**Task statement**
Return every line below in which "this" appears.

**Extracted material**
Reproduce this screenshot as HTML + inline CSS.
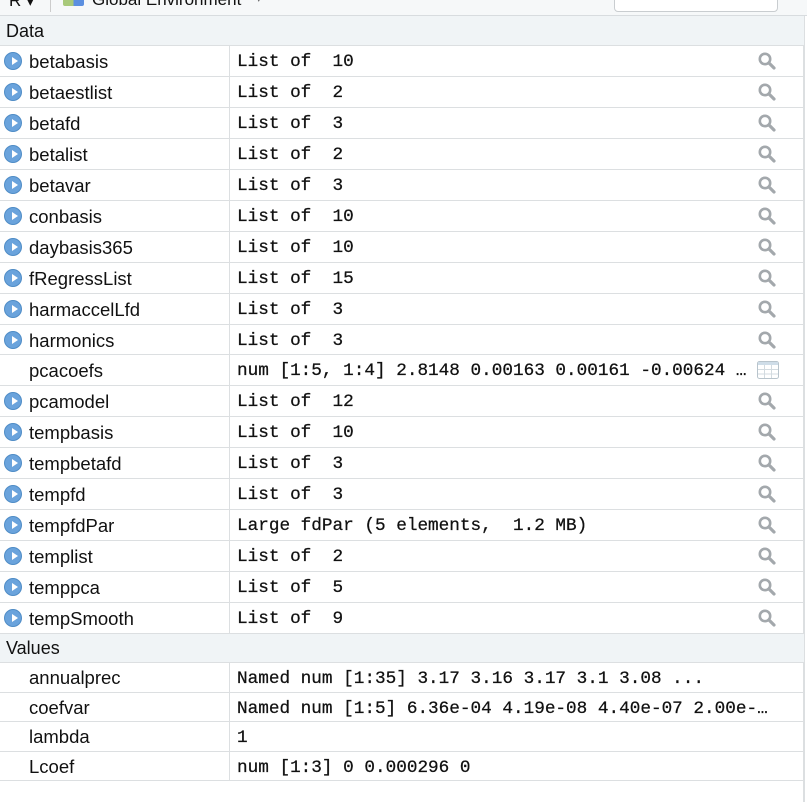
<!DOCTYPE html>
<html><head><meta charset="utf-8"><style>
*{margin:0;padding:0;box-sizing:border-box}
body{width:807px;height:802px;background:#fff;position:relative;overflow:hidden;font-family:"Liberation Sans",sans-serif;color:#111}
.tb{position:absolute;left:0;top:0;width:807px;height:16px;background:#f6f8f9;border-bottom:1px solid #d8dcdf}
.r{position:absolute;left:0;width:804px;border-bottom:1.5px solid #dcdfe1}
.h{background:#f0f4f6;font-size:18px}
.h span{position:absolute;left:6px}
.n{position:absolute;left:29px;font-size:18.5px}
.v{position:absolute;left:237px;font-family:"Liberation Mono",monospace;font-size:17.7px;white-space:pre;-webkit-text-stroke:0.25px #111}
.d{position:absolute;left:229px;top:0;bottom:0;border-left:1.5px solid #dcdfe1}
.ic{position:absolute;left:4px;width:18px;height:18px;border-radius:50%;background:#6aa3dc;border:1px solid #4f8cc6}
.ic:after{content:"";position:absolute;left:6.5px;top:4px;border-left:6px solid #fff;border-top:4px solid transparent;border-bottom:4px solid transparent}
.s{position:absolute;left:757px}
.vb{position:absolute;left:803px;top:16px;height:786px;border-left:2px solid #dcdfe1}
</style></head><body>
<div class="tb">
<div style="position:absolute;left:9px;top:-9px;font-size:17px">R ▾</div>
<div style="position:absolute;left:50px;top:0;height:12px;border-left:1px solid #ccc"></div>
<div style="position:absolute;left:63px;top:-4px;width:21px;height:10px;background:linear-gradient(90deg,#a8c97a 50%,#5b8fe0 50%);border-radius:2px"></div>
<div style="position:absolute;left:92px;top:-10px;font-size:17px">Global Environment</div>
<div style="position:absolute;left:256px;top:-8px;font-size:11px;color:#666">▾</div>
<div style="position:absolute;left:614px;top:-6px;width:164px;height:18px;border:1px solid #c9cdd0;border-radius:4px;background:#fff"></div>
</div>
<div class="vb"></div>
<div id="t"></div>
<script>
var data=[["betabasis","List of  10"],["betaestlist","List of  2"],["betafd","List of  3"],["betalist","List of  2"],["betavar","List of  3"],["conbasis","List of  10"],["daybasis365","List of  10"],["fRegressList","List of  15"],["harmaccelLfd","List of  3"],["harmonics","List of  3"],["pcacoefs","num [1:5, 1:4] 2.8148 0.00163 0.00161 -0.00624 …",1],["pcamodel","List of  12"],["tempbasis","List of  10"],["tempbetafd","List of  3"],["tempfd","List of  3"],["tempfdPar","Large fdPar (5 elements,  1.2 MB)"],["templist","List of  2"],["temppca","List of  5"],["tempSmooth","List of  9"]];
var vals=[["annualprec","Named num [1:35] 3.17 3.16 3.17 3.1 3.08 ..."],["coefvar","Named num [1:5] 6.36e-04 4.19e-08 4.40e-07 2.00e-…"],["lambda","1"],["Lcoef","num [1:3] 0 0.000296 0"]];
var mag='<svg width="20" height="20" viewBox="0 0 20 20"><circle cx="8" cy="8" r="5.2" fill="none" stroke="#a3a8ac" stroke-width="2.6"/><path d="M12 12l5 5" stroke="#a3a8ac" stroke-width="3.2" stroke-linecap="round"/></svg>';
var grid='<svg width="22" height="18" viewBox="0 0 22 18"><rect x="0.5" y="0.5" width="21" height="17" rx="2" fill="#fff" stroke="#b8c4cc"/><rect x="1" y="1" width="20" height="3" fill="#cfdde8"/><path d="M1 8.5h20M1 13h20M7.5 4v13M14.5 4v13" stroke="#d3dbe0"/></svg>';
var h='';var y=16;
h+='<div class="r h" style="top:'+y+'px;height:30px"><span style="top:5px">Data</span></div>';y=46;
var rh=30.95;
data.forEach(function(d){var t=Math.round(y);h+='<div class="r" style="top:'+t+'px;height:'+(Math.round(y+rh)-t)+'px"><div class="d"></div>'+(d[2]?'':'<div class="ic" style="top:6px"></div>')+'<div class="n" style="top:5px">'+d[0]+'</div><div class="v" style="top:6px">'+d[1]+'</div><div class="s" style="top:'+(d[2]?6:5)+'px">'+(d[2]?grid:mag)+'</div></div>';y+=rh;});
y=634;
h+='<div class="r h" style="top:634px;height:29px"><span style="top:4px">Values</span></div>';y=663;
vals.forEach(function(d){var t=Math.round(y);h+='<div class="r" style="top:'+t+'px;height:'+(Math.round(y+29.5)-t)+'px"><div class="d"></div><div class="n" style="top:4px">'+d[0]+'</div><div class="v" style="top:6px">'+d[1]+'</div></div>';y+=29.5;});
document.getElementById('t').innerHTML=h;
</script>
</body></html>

...

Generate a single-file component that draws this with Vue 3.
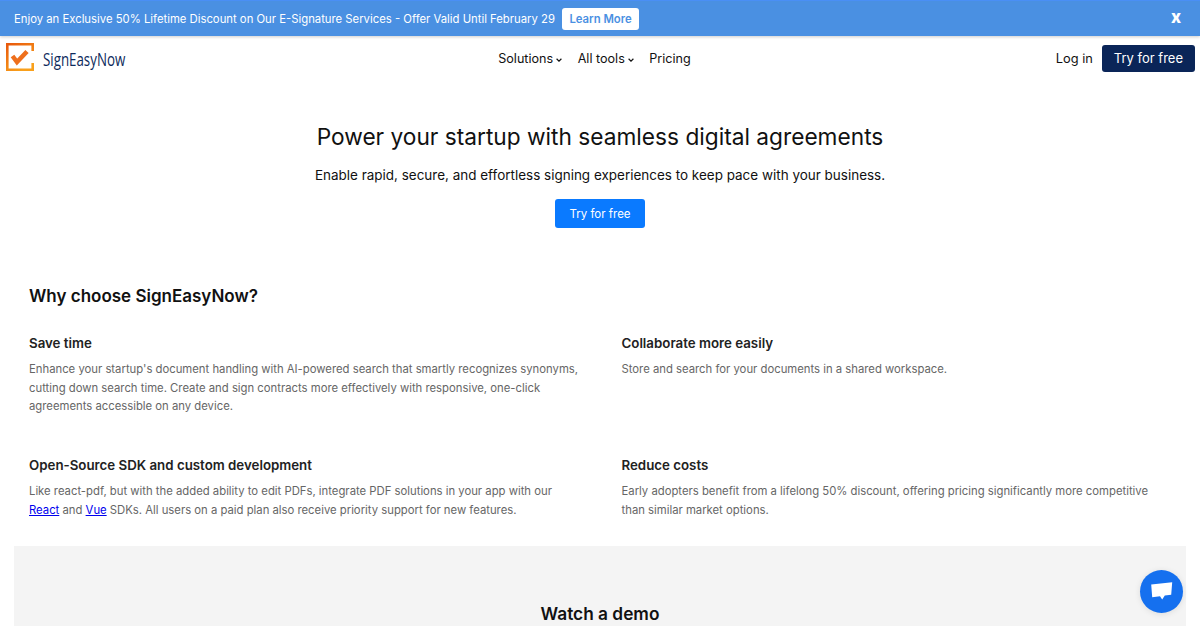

**Response**
Reproduce this screenshot as HTML + inline CSS.
Generate a single-file component that draws this with Vue 3.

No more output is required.